Scientists are a step closer to finding an effective treatment for an aggressive and fatal brain tumour, thanks to a low-intensity ultrasound technique.
The ultrasound device implanted in the skull uses tiny bubbles to open the “blood-brain barrier” to deliver drugs to the brain to treat glioblastoma.
The blood-brain barrier is a network of blood vessels and cells that protects the brain from toxins and infection.
But it also makes it hard for chemotherapy drugs to reach brain tumour cells, making diseases like glioblastoma difficult to treat, and injecting drugs directly into the brain can be toxic.
Scientists at Northwestern University in Illinois have, for the first time, been able to quantify the concentrations of chemotherapy drug in the human brain after the device was used to temporarily open the blood-brain barrier.
They were also able to determine how long the barrier remained open after sonication, a process which uses sound waves to agitate particles.
Lead investigator Dr Adam Sonabend, an associate professor of neurological surgery at Northwestern University Feinberg School of Medicine and a Northwestern Medicine neurosurgeon, said: “This is potentially a huge advance for glioblastoma patients.
“There is a critical time window after sonification when the brain is permeable to drugs circulating in the bloodstream.”
Around 3,200 people in the UK are diagnosed with glioblastoma each year.
The average survival time is around 15 months, with fewer than 10% of patients alive five years after diagnosis following standard treatment.
As part of the phase 1 clinical trial, 17 glioblastoma patients had the ultrasound device implanted in the skull.
A few weeks later, they began treatment with common chemotherapy drugs carboplatin and paclitaxel.
In normal circumstances, these medicines do not cross the blood-brain barrier.
But the ultrasound device works by making tiny bubbles vibrate inside the brain’s blood vessels, temporarily making the protective outer layer permeable.
The researchers found that opening the barrier led to a four to six-fold increase in drug concentrations in the human brain.
They also noted that the barrier restoration happens in the first 30 to 60 minutes after sonication.
The treatment was found to be safe and well tolerated and some patients received up to six cycles.
Dr Sonabend said their work, published in the journal Lancet Oncology, “opens the door to investigate novel drug-based treatments for millions of patients who suffer from various brain diseases”.

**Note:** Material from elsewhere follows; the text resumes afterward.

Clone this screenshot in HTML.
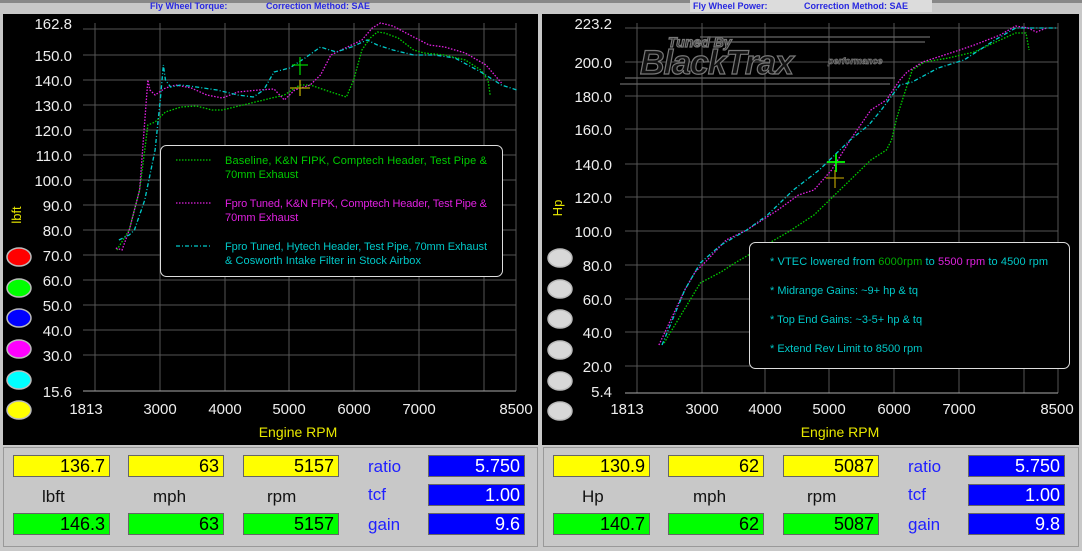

Martin Ledwick, Cancer Research UK’s head information nurse, said: “One of the challenges in treating brain cancers is that many chemotherapy drugs don’t cross the blood-brain barrier.
“This limits us being able to test them on brain cancers.
“If shown to be effective, trials like this could represent an important step towards opening up more treatment options for patients with this type of cancer.
“However, it is important to acknowledge that these trials are small, and it is still too early to tell whether there will be any improvement in treatment outcomes for patients through this approach.”
Dr David Jenkinson, chief scientific officer at the Brain Tumour Charity, added: “There is a huge and urgent need for new treatment options for those diagnosed with a glioblastoma.
“After initial treatment, these brain tumours almost always grow back and at this point there are very few treatment options available.
“While we are mindful of the toxicity of some treatments, this innovative study could potentially open up the possibility of using existing and new drugs which don’t penetrate into the brain to offer more options to those with glioblastoma.
“Treatments for glioblastoma have not improved significantly in the last 15 years.
“It is therefore vital that we keep looking for kinder treatments specifically designed to cross the blood-brain barrier so that people who have this devastating diagnosis live longer, better lives.
“We look forward to further updates from this trial as it advances as novel treatments could change the lives of people diagnosed with a glioblastoma.”